Ma anche Africani,Arabi,Cinesi,Indiani,Sudamericani,Australiani,Giapponesi o Statunitensi,che nell’eventualità di un invasione Aliena,improvvisamente Terrestri. Anomalie:contrasti di guerra che uniscono ed alleanze di pace che dividono. I fatti di cronaca che ormai quotidianamente si susseguono sui sistemi mediatici italiani di qualsiasi fazione,portano sempre più alla ribalta l’interesse morboso di sottolineare non solo i fatti,ma le varie differenze antropologiche. Cosicché un furto non è più solo un reato se a commetterlo è uno straniero, e un omicidio non è solo un aberrazione esclusivamente umana se chi lo compie è un extracomunitario. La crisi sociale,economica e deontologica che sta attraversando l’editoria tutta,ha voglia e urgente bisogno di sensazionalismo,consapevole che l’informazione sola non basta e che la continua ricerca di macabri dettagli,alberga avido in ognuno di noi. Gli stimoli di tollerante intolleranza a cui siamo continuamente sottoposti dalla cinica esposizione di notizie,sta preparando un pericoloso terreno di sabbia mobili dalle quali presto verremo tutti risucchiati affondando insieme ai nostri consolidati luoghi comuni. Le mai dimenticate predisposizioni razziste risorgono alimentate di continuo dai mass-media e dai nostri insoddisfatti egoismi sociali e politici,che ne precludono ogni alternativa di pensiero. Il rispetto e la naturale accettazione delle varie e meravigliose diversità sono state trasformate in pericolose prospettive di invasione,dove l’agguato presunto contro i nostri privati interessi trae ogni volta validi e motivati pretesti al fine di poter giustificare ogni nostra possibile aggressione morale e purtroppo spesso fisica. L’atavica paura di ciò che non conosciamo si lascia volentieri influenzare da ogni notizia che giunge angosciosa alle nostre orecchie già predisposte all’autodifesa nei confronti di ogni straniero. Eppure non è passato così tanto tempo da farci dimenticare che proprio noi eravamo tutti stranieri sulla nostra stessa terra ostile e che immigrazione ed Italiani erano un concetto spesso associato al malaffare e forse,anche grazie all’intolleranza subita dai nostri avi,molti dei nostri genitori riuscirono a trasmetterci un educazione indirizzata al rispetto di ogni differenza razziale,culturale,sociale e politica.
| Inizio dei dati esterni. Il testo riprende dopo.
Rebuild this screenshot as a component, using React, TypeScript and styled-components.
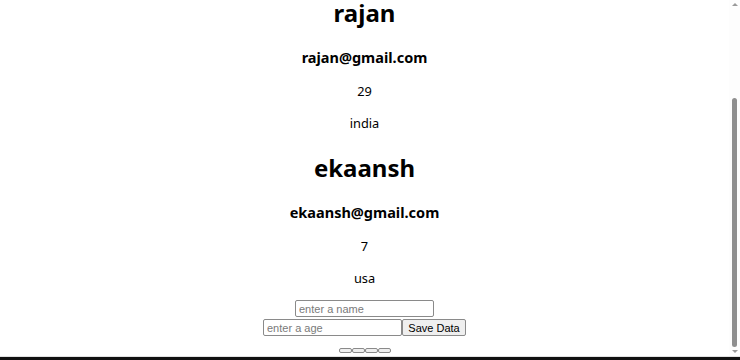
import React, { useEffect, useRef, useState } from "react";
import styled, { createGlobalStyle } from "styled-components";

type User = { name: string; email: string; age: number; country: string };

const users: User[] = [
    { name: "rajan", email: "rajan@gmail.com", age: 29, country: "india" },
    { name: "ekaansh", email: "ekaansh@gmail.com", age: 7, country: "usa" },
];

const App = () => {
    const scrollRef = useRef<HTMLDivElement>(null);
    const [name, setName] = useState("");
    const [age, setAge] = useState("");

    useEffect(() => {
        const el = scrollRef.current;
        if (el) el.scrollTop = el.scrollHeight;
    }, []);

    return (
        <>
            <GlobalStyle />
            <Frame>
                <Scroller ref={scrollRef}>
                    <Page>
                        <List>
                            {users.map((user, index) => (
                                <UserCard key={index}>
                                    <Name>{user.name}</Name>
                                    <Email>{user.email}</Email>
                                    <Info>{user.age}</Info>
                                    <Info>{user.country}</Info>
                                </UserCard>
                            ))}
                        </List>
                        <Form>
                            <Input
                                placeholder="enter a name"
                                value={name}
                                onChange={(e) => setName(e.target.value)}
                            />
                            <Row>
                                <Input
                                    placeholder="enter a age"
                                    value={age}
                                    onChange={(e) => setAge(e.target.value)}
                                />
                                <SaveButton>Save Data</SaveButton>
                            </Row>
                        </Form>
                        <Pager>
                            <Dot />
                            <Dot />
                            <Dot />
                            <Dot />
                        </Pager>
                    </Page>
                </Scroller>
                <ScrollBar>
                    <Arrow $dir="up" />
                    <Track>
                        <Thumb />
                    </Track>
                    <Arrow $dir="down" />
                </ScrollBar>
            </Frame>
        </>
    );
};

export default App;

const GlobalStyle = createGlobalStyle`
html, body {
  margin: 0;
  padding: 0;
  background: #111;
  overflow: hidden;
}
`;

const Frame = styled.div`
display: flex;
width: 740px;
height: 357px;
background: #fff;
border-bottom: 1px solid #e2e2e2;
box-sizing: border-box;
`;

const Scroller = styled.div`
flex: 1;
height: 100%;
overflow-y: scroll;
scrollbar-width: none;
font-family: "Noto Sans", "Open Sans", sans-serif;
color: #000;

&::-webkit-scrollbar {
  display: none;
}
`;

const ScrollBar = styled.div`
width: 11px;
display: flex;
flex-direction: column;
align-items: center;
background: #fdfdfd;
`;

const Arrow = styled.div<{ $dir: "up" | "down" }>`
width: 0;
height: 0;
margin: ${({ $dir }) => ($dir === "up" ? "3px 0 6px" : "3px 0 3px")};
border-left: 3px solid transparent;
border-right: 3px solid transparent;
${({ $dir }) =>
    $dir === "up" ? "border-bottom: 3px solid #9a9a9a;" : "border-top: 3px solid #9a9a9a;"}
`;

const Track = styled.div`
flex: 1;
width: 100%;
display: flex;
flex-direction: column;
justify-content: flex-end;
align-items: center;
`;

const Thumb = styled.div`
width: 5px;
height: 249px;
border-radius: 3px;
background: #8f8f8f;
`;

const Page = styled.div`
display: flex;
flex-direction: column;
align-items: center;
padding: 110px 0 3px;
`;

const List = styled.div`
display: flex;
flex-direction: column;
align-items: center;
gap: 15px;
`;

const UserCard = styled.div`
display: flex;
flex-direction: column;
align-items: center;
`;

const Name = styled.h1`
margin: 0;
font-size: 24px;
line-height: 40px;
font-weight: 700;
`;

const Email = styled.h3`
margin: 12px 0 0;
font-size: 14.5px;
line-height: 24px;
font-weight: 700;
`;

const Info = styled.p`
margin: 12px 0 0;
font-size: 12.8px;
line-height: 20px;
`;

const Form = styled.div`
display: flex;
flex-direction: column;
align-items: center;
gap: 2px;
margin-top: 12px;
`;

const Row = styled.div`
display: flex;
`;

const Input = styled.input`
width: 139px;
height: 17px;
box-sizing: border-box;
padding: 0 3px;
border: 1px solid #8a8a8a;
border-radius: 2px;
font-family: "Liberation Sans", Arial, sans-serif;
font-size: 11px;
outline: none;

&::placeholder {
  color: #7a7a7a;
}
`;

const SaveButton = styled.button`
width: 64px;
height: 17px;
box-sizing: border-box;
padding: 0;
border: 1px solid #8a8a8a;
border-radius: 2px;
background: #efefef;
font-family: "Liberation Sans", Arial, sans-serif;
font-size: 11px;
white-space: nowrap;
color: #000;
`;

const Pager = styled.div`
display: flex;
margin-top: 12px;
`;

const Dot = styled.button`
width: 13px;
height: 5px;
padding: 0;
border: 1px solid #8a8a8a;
border-radius: 2px;
background: #efefef;
`;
Invece oggi ciò che più dovrebbe preoccuparci,è che proprio i nostri educatori,stimolati ed influenzati a dovere,hanno cambiato decisamente inclinazione ed hanno velocemente rispolverato antiche usanze intolleranti mai sopite del tutto. L’allarme razzismo sottovalutato che sta squillando incessantemente nelle nostre case,viene del tutto ignorato e sommerso da inutili e patetiche urla di un emergente ritorno alla difesa della razza. La cultura del rispetto della vita messa continuamente in discussione per far spazio ad individualismi di ogni genere. La propensione popolare a lasciarsi trascinare nel baratro dai titoli ad effetto,rischia di degenerare in un conflitto xenofobo senza precedenti, e a conferma di ciò non c’è bisogno di scomodare illustri sociologi o divi della psicologia,basta ascoltare i nostri familiari che, mangiando “cuscus”,bevendo “cocacola”,fumando “marlboro” sprofondati nella loro poltrona “ikea”,stanno aspettando il telegiornale. Ed ecco subito i titoli di testa,quelli che danno inizio agli sfoghi più beceri ed assurdi conditi da insulti,maledizioni varie contornate da “innocue” frasi di sterminio per l’eliminazione di ogni “pericolosa” diversità.
L’abbandono progressivo di tutti i popoli verso ogni forma comune di umanità,sta portando l’Arca dalle mille varietà di scimmie parlanti,contro pericolosi scogli e la già grave carenza di anziani timonieri,non ci offrirà valide alternative.
La deriva intollerante dell’uomo è pronta a riportare la scimmia al suo livello primitivo,lasciando in eredità ai futuri esseri solo un angosciante silenzio.